**TO BE DONE:** Among the lines of the listing below, retype exactly those from the one containing "Give me the" through the one containing "left-[6px] top-[-9px] px-[3px]", both included. Do not include pictures.

**RECORDS SUPPLIED:**
====
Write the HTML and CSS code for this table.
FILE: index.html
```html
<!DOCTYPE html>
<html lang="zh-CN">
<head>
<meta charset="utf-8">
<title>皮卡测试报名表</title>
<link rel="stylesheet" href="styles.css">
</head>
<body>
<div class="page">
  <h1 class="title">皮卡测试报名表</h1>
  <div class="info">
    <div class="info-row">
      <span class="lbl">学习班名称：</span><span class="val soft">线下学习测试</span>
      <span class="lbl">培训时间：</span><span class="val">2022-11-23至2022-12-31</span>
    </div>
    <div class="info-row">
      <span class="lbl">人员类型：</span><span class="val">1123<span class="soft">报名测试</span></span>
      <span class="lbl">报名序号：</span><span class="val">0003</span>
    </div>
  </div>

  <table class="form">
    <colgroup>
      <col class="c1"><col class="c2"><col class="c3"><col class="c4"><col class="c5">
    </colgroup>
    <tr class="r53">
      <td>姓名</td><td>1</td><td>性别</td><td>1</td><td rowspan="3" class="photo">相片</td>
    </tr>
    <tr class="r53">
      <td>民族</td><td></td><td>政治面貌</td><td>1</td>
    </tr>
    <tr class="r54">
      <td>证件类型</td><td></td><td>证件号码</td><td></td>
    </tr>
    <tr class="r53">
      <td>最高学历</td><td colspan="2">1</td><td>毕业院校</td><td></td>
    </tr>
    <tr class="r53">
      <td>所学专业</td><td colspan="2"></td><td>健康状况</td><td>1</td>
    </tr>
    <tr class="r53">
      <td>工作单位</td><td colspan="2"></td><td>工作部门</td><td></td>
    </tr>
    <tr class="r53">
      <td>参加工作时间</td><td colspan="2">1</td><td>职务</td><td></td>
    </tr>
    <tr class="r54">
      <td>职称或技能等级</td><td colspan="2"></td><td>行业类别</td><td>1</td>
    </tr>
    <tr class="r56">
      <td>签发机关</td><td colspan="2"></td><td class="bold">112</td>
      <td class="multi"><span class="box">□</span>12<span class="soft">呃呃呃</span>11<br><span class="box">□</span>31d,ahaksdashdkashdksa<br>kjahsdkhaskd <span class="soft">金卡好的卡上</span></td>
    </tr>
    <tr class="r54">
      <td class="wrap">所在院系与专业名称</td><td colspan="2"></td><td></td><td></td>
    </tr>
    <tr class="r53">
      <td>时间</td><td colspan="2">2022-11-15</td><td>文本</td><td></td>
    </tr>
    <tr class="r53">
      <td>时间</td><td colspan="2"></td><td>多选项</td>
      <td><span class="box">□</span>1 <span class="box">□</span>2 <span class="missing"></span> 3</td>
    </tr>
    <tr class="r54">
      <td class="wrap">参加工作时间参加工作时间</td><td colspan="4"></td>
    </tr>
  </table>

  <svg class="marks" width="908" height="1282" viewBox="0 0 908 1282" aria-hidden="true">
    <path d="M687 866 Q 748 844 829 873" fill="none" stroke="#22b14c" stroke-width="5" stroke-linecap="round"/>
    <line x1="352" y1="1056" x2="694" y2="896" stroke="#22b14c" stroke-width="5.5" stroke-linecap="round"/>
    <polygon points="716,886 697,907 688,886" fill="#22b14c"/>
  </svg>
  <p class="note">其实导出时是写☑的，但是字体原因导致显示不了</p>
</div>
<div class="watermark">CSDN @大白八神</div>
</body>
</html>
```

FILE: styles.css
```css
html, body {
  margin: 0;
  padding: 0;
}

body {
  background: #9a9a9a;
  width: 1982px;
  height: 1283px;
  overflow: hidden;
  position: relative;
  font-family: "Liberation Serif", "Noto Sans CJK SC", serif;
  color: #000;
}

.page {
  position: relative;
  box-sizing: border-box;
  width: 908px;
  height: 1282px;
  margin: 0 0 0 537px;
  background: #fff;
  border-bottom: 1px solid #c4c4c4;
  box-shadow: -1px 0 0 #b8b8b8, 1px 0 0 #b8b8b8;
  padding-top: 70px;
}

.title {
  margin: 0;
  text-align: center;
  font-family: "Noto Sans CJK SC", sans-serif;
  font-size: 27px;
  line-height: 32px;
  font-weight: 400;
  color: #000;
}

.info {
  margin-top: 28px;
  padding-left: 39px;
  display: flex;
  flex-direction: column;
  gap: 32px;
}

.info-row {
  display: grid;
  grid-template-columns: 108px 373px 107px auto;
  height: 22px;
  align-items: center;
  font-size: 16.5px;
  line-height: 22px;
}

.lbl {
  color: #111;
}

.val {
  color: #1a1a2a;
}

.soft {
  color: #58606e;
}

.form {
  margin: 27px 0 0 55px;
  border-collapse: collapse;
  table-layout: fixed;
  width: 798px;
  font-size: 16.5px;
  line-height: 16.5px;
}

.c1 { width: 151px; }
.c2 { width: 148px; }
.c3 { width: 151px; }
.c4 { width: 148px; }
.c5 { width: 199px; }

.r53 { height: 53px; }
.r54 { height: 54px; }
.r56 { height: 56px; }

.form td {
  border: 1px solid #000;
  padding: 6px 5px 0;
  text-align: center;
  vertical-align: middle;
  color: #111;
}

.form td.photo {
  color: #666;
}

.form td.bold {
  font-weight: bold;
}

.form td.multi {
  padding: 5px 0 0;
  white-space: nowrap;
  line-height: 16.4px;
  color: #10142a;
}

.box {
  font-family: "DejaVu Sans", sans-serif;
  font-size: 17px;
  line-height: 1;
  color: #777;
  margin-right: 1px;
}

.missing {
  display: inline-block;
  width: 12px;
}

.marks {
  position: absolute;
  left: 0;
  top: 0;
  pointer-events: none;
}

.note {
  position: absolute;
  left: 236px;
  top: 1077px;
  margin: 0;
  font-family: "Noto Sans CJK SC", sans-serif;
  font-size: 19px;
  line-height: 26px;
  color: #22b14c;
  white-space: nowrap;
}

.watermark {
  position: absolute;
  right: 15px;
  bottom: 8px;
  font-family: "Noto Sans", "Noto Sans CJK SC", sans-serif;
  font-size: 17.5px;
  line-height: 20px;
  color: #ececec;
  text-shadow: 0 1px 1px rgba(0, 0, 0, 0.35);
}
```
====
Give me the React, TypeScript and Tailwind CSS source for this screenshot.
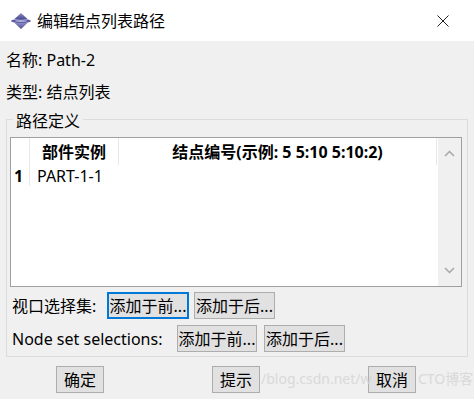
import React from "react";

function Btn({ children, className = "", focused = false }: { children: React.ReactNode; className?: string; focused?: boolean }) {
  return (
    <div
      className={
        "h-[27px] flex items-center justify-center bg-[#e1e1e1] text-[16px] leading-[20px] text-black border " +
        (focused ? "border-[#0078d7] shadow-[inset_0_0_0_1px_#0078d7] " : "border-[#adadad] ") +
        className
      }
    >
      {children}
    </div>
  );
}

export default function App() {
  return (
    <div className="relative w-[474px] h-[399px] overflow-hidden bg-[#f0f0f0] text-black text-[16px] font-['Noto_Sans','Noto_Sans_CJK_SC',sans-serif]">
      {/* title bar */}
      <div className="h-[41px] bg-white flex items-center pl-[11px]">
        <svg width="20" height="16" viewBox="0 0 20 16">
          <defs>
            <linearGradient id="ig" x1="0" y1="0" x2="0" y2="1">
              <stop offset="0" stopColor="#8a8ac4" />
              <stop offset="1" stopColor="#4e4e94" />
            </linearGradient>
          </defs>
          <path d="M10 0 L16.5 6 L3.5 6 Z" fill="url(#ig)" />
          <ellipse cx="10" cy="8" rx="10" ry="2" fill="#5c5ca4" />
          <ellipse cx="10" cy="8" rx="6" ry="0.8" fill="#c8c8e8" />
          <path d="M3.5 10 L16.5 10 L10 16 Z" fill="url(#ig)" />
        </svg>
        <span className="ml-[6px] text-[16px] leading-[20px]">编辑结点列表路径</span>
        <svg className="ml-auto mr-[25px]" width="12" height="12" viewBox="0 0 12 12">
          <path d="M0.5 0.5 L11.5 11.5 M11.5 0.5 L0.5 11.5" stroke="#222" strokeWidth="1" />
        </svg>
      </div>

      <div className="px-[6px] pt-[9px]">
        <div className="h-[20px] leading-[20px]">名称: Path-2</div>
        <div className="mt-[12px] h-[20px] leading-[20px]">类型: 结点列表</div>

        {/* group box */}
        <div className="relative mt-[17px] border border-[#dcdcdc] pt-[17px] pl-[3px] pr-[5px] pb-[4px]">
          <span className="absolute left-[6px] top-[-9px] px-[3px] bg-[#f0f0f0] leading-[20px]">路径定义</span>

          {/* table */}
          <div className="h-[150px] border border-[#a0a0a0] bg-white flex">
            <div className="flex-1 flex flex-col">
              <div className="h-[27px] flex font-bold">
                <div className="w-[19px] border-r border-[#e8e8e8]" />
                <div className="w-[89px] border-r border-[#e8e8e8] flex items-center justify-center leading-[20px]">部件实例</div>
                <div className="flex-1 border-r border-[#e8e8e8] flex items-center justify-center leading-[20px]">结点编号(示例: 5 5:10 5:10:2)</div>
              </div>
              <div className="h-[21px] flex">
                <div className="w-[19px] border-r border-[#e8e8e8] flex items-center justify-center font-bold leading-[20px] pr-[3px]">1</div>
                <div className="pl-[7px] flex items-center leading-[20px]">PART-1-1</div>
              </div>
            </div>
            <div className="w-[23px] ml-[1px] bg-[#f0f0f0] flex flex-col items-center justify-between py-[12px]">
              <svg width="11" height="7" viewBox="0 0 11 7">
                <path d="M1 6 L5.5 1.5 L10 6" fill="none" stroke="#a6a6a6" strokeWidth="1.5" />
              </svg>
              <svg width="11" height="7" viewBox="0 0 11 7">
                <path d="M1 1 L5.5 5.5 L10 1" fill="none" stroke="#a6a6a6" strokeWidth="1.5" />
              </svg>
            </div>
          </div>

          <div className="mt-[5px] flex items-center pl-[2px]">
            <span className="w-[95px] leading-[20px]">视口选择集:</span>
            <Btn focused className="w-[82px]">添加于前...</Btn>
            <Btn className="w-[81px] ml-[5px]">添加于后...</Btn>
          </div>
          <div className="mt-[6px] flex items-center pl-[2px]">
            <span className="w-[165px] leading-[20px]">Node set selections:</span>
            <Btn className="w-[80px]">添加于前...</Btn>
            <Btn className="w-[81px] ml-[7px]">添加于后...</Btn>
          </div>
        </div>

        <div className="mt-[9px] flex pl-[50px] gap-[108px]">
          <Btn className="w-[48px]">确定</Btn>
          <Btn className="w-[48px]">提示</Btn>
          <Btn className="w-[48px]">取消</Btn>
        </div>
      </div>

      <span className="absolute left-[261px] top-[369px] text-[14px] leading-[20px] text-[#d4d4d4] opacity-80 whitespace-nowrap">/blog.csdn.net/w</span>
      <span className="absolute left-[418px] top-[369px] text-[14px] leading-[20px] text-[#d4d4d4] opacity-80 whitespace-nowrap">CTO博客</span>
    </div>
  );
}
====
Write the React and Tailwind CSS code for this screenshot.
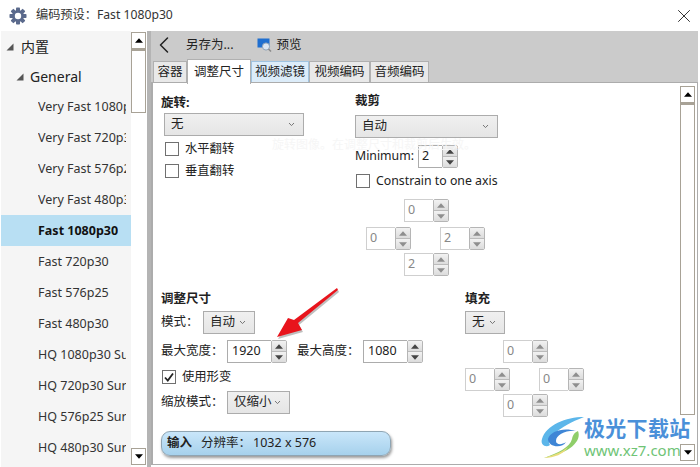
====
**RESPONSE:**
Give me the React, TypeScript and Tailwind CSS source for this screenshot.
import React from "react";

function Btn({ children, className = "", focused = false }: { children: React.ReactNode; className?: string; focused?: boolean }) {
  return (
    <div
      className={
        "h-[27px] flex items-center justify-center bg-[#e1e1e1] text-[16px] leading-[20px] text-black border " +
        (focused ? "border-[#0078d7] shadow-[inset_0_0_0_1px_#0078d7] " : "border-[#adadad] ") +
        className
      }
    >
      {children}
    </div>
  );
}

export default function App() {
  return (
    <div className="relative w-[474px] h-[399px] overflow-hidden bg-[#f0f0f0] text-black text-[16px] font-['Noto_Sans','Noto_Sans_CJK_SC',sans-serif]">
      {/* title bar */}
      <div className="h-[41px] bg-white flex items-center pl-[11px]">
        <svg width="20" height="16" viewBox="0 0 20 16">
          <defs>
            <linearGradient id="ig" x1="0" y1="0" x2="0" y2="1">
              <stop offset="0" stopColor="#8a8ac4" />
              <stop offset="1" stopColor="#4e4e94" />
            </linearGradient>
          </defs>
          <path d="M10 0 L16.5 6 L3.5 6 Z" fill="url(#ig)" />
          <ellipse cx="10" cy="8" rx="10" ry="2" fill="#5c5ca4" />
          <ellipse cx="10" cy="8" rx="6" ry="0.8" fill="#c8c8e8" />
          <path d="M3.5 10 L16.5 10 L10 16 Z" fill="url(#ig)" />
        </svg>
        <span className="ml-[6px] text-[16px] leading-[20px]">编辑结点列表路径</span>
        <svg className="ml-auto mr-[25px]" width="12" height="12" viewBox="0 0 12 12">
          <path d="M0.5 0.5 L11.5 11.5 M11.5 0.5 L0.5 11.5" stroke="#222" strokeWidth="1" />
        </svg>
      </div>

      <div className="px-[6px] pt-[9px]">
        <div className="h-[20px] leading-[20px]">名称: Path-2</div>
        <div className="mt-[12px] h-[20px] leading-[20px]">类型: 结点列表</div>

        {/* group box */}
        <div className="relative mt-[17px] border border-[#dcdcdc] pt-[17px] pl-[3px] pr-[5px] pb-[4px]">
          <span className="absolute left-[6px] top-[-9px] px-[3px] bg-[#f0f0f0] leading-[20px]">路径定义</span>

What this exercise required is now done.